[Instructions to follow]
Reproduce each line exactly. Skip none.

(Interface markup and scripts)
************

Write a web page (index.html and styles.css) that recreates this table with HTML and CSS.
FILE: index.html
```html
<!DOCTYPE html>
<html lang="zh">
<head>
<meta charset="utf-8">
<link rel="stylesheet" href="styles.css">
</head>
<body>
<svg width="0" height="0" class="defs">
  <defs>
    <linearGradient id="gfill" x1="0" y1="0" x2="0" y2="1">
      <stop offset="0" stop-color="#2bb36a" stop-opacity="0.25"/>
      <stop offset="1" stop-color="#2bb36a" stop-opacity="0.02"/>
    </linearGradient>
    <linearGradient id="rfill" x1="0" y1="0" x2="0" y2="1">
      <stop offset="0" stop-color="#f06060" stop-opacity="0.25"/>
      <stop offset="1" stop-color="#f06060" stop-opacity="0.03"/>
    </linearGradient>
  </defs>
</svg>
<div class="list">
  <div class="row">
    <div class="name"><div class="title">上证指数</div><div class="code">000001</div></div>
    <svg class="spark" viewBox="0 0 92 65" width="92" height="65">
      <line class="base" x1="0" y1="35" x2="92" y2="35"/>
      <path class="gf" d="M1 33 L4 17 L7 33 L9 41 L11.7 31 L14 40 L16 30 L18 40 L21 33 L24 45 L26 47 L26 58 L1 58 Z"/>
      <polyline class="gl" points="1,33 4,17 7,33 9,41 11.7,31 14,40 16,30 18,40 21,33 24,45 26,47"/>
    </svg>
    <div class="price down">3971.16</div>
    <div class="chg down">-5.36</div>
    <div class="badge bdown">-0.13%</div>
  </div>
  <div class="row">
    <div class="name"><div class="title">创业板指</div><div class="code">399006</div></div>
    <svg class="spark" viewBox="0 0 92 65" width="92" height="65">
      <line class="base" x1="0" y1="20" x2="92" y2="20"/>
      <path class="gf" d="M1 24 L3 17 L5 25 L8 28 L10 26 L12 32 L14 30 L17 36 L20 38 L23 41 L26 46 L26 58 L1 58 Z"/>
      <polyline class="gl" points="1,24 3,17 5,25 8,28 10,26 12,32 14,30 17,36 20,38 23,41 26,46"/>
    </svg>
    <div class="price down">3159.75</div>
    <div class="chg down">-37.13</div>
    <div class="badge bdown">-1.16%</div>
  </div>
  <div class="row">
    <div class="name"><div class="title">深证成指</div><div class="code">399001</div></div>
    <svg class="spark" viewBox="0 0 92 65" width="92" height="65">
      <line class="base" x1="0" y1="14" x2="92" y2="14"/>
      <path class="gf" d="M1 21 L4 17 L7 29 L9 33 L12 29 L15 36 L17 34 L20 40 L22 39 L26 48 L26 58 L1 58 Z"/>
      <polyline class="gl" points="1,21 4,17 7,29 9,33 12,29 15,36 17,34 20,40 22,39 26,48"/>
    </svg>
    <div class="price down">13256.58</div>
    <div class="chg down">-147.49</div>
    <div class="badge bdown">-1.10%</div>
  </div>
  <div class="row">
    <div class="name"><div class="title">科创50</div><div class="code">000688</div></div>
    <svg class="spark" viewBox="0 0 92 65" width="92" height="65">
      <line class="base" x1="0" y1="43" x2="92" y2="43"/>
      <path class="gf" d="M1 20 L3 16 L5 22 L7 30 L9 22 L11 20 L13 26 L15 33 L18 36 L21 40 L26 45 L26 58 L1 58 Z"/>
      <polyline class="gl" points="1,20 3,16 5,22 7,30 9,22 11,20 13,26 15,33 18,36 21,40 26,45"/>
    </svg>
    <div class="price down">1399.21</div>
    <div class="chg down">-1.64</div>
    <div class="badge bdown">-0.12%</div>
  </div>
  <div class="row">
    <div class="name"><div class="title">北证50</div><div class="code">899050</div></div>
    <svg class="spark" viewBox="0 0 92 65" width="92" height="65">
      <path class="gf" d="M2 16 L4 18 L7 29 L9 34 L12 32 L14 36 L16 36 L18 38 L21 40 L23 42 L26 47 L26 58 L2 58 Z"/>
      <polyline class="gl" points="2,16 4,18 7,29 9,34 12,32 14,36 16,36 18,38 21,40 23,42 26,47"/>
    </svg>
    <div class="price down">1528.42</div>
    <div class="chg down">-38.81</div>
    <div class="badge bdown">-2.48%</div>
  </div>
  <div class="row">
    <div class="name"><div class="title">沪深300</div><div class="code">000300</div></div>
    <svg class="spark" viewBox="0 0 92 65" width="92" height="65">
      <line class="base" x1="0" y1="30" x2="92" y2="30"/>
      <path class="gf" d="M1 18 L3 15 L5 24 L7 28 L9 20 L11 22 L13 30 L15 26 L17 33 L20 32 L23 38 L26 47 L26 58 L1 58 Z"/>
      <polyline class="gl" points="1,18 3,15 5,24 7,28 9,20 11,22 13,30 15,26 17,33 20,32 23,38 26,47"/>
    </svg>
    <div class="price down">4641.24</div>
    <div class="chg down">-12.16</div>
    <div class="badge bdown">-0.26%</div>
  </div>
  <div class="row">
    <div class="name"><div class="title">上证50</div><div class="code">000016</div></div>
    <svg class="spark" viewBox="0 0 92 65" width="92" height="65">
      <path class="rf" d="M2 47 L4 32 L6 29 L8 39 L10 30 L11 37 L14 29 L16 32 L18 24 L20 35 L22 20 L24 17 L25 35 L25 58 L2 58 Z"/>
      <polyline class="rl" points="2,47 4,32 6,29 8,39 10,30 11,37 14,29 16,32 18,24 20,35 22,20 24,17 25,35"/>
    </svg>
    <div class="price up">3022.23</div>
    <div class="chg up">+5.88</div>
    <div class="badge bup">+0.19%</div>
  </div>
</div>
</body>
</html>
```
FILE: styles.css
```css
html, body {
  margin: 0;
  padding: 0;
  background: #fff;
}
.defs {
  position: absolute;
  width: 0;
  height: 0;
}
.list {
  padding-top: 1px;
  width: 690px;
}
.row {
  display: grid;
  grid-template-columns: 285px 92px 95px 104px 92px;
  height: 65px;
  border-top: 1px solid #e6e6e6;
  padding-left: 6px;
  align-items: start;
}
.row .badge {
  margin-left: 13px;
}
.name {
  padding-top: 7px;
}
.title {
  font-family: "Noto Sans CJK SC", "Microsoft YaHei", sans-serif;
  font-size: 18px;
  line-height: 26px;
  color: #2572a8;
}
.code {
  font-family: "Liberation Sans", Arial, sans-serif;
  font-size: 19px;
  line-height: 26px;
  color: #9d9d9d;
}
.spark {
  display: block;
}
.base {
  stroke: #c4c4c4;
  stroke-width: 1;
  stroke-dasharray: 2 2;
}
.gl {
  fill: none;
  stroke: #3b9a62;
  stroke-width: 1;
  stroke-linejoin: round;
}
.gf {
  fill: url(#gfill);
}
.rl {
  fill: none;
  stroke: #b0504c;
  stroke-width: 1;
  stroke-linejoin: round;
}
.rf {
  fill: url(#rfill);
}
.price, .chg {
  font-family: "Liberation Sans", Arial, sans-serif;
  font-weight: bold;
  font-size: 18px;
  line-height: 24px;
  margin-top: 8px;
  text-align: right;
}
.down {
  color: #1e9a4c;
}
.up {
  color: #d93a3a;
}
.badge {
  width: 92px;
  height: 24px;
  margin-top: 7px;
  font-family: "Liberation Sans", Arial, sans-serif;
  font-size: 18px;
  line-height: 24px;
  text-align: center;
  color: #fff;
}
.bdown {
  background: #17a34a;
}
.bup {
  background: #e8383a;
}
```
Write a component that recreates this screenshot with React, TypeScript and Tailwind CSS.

************

[Output of the exercise]
Write a web page (index.html and styles.css) that recreates this table with HTML and CSS.
FILE: index.html
```html
<!DOCTYPE html>
<html lang="zh">
<head>
<meta charset="utf-8">
<link rel="stylesheet" href="styles.css">
</head>
<body>
<svg width="0" height="0" class="defs">
  <defs>
    <linearGradient id="gfill" x1="0" y1="0" x2="0" y2="1">
      <stop offset="0" stop-color="#2bb36a" stop-opacity="0.25"/>
      <stop offset="1" stop-color="#2bb36a" stop-opacity="0.02"/>
    </linearGradient>
    <linearGradient id="rfill" x1="0" y1="0" x2="0" y2="1">
      <stop offset="0" stop-color="#f06060" stop-opacity="0.25"/>
      <stop offset="1" stop-color="#f06060" stop-opacity="0.03"/>
    </linearGradient>
  </defs>
</svg>
<div class="list">
  <div class="row">
    <div class="name"><div class="title">上证指数</div><div class="code">000001</div></div>
    <svg class="spark" viewBox="0 0 92 65" width="92" height="65">
      <line class="base" x1="0" y1="35" x2="92" y2="35"/>
      <path class="gf" d="M1 33 L4 17 L7 33 L9 41 L11.7 31 L14 40 L16 30 L18 40 L21 33 L24 45 L26 47 L26 58 L1 58 Z"/>
      <polyline class="gl" points="1,33 4,17 7,33 9,41 11.7,31 14,40 16,30 18,40 21,33 24,45 26,47"/>
    </svg>
    <div class="price down">3971.16</div>
    <div class="chg down">-5.36</div>
    <div class="badge bdown">-0.13%</div>
  </div>
  <div class="row">
    <div class="name"><div class="title">创业板指</div><div class="code">399006</div></div>
    <svg class="spark" viewBox="0 0 92 65" width="92" height="65">
      <line class="base" x1="0" y1="20" x2="92" y2="20"/>
      <path class="gf" d="M1 24 L3 17 L5 25 L8 28 L10 26 L12 32 L14 30 L17 36 L20 38 L23 41 L26 46 L26 58 L1 58 Z"/>
      <polyline class="gl" points="1,24 3,17 5,25 8,28 10,26 12,32 14,30 17,36 20,38 23,41 26,46"/>
    </svg>
    <div class="price down">3159.75</div>
    <div class="chg down">-37.13</div>
    <div class="badge bdown">-1.16%</div>
  </div>
  <div class="row">
    <div class="name"><div class="title">深证成指</div><div class="code">399001</div></div>
    <svg class="spark" viewBox="0 0 92 65" width="92" height="65">
      <line class="base" x1="0" y1="14" x2="92" y2="14"/>
      <path class="gf" d="M1 21 L4 17 L7 29 L9 33 L12 29 L15 36 L17 34 L20 40 L22 39 L26 48 L26 58 L1 58 Z"/>
      <polyline class="gl" points="1,21 4,17 7,29 9,33 12,29 15,36 17,34 20,40 22,39 26,48"/>
    </svg>
    <div class="price down">13256.58</div>
    <div class="chg down">-147.49</div>
    <div class="badge bdown">-1.10%</div>
  </div>
  <div class="row">
    <div class="name"><div class="title">科创50</div><div class="code">000688</div></div>
    <svg class="spark" viewBox="0 0 92 65" width="92" height="65">
      <line class="base" x1="0" y1="43" x2="92" y2="43"/>
      <path class="gf" d="M1 20 L3 16 L5 22 L7 30 L9 22 L11 20 L13 26 L15 33 L18 36 L21 40 L26 45 L26 58 L1 58 Z"/>
      <polyline class="gl" points="1,20 3,16 5,22 7,30 9,22 11,20 13,26 15,33 18,36 21,40 26,45"/>
    </svg>
    <div class="price down">1399.21</div>
    <div class="chg down">-1.64</div>
    <div class="badge bdown">-0.12%</div>
  </div>
  <div class="row">
    <div class="name"><div class="title">北证50</div><div class="code">899050</div></div>
    <svg class="spark" viewBox="0 0 92 65" width="92" height="65">
      <path class="gf" d="M2 16 L4 18 L7 29 L9 34 L12 32 L14 36 L16 36 L18 38 L21 40 L23 42 L26 47 L26 58 L2 58 Z"/>
      <polyline class="gl" points="2,16 4,18 7,29 9,34 12,32 14,36 16,36 18,38 21,40 23,42 26,47"/>
    </svg>
    <div class="price down">1528.42</div>
    <div class="chg down">-38.81</div>
    <div class="badge bdown">-2.48%</div>
  </div>
  <div class="row">
    <div class="name"><div class="title">沪深300</div><div class="code">000300</div></div>
    <svg class="spark" viewBox="0 0 92 65" width="92" height="65">
      <line class="base" x1="0" y1="30" x2="92" y2="30"/>
      <path class="gf" d="M1 18 L3 15 L5 24 L7 28 L9 20 L11 22 L13 30 L15 26 L17 33 L20 32 L23 38 L26 47 L26 58 L1 58 Z"/>
      <polyline class="gl" points="1,18 3,15 5,24 7,28 9,20 11,22 13,30 15,26 17,33 20,32 23,38 26,47"/>
    </svg>
    <div class="price down">4641.24</div>
    <div class="chg down">-12.16</div>
    <div class="badge bdown">-0.26%</div>
  </div>
  <div class="row">
    <div class="name"><div class="title">上证50</div><div class="code">000016</div></div>
    <svg class="spark" viewBox="0 0 92 65" width="92" height="65">
      <path class="rf" d="M2 47 L4 32 L6 29 L8 39 L10 30 L11 37 L14 29 L16 32 L18 24 L20 35 L22 20 L24 17 L25 35 L25 58 L2 58 Z"/>
      <polyline class="rl" points="2,47 4,32 6,29 8,39 10,30 11,37 14,29 16,32 18,24 20,35 22,20 24,17 25,35"/>
    </svg>
    <div class="price up">3022.23</div>
    <div class="chg up">+5.88</div>
    <div class="badge bup">+0.19%</div>
  </div>
</div>
</body>
</html>
```
FILE: styles.css
```css
html, body {
  margin: 0;
  padding: 0;
  background: #fff;
}
.defs {
  position: absolute;
  width: 0;
  height: 0;
}
.list {
  padding-top: 1px;
  width: 690px;
}
.row {
  display: grid;
  grid-template-columns: 285px 92px 95px 104px 92px;
  height: 65px;
  border-top: 1px solid #e6e6e6;
  padding-left: 6px;
  align-items: start;
}
.row .badge {
  margin-left: 13px;
}
.name {
  padding-top: 7px;
}
.title {
  font-family: "Noto Sans CJK SC", "Microsoft YaHei", sans-serif;
  font-size: 18px;
  line-height: 26px;
  color: #2572a8;
}
.code {
  font-family: "Liberation Sans", Arial, sans-serif;
  font-size: 19px;
  line-height: 26px;
  color: #9d9d9d;
}
.spark {
  display: block;
}
.base {
  stroke: #c4c4c4;
  stroke-width: 1;
  stroke-dasharray: 2 2;
}
.gl {
  fill: none;
  stroke: #3b9a62;
  stroke-width: 1;
  stroke-linejoin: round;
}
.gf {
  fill: url(#gfill);
}
.rl {
  fill: none;
  stroke: #b0504c;
  stroke-width: 1;
  stroke-linejoin: round;
}
.rf {
  fill: url(#rfill);
}
.price, .chg {
  font-family: "Liberation Sans", Arial, sans-serif;
  font-weight: bold;
  font-size: 18px;
  line-height: 24px;
  margin-top: 8px;
  text-align: right;
}
.down {
  color: #1e9a4c;
}
.up {
  color: #d93a3a;
}
.badge {
  width: 92px;
  height: 24px;
  margin-top: 7px;
  font-family: "Liberation Sans", Arial, sans-serif;
  font-size: 18px;
  line-height: 24px;
  text-align: center;
  color: #fff;
}
.bdown {
  background: #17a34a;
}
.bup {
  background: #e8383a;
}
```
Write a component that recreates this screenshot with React, TypeScript and Tailwind CSS.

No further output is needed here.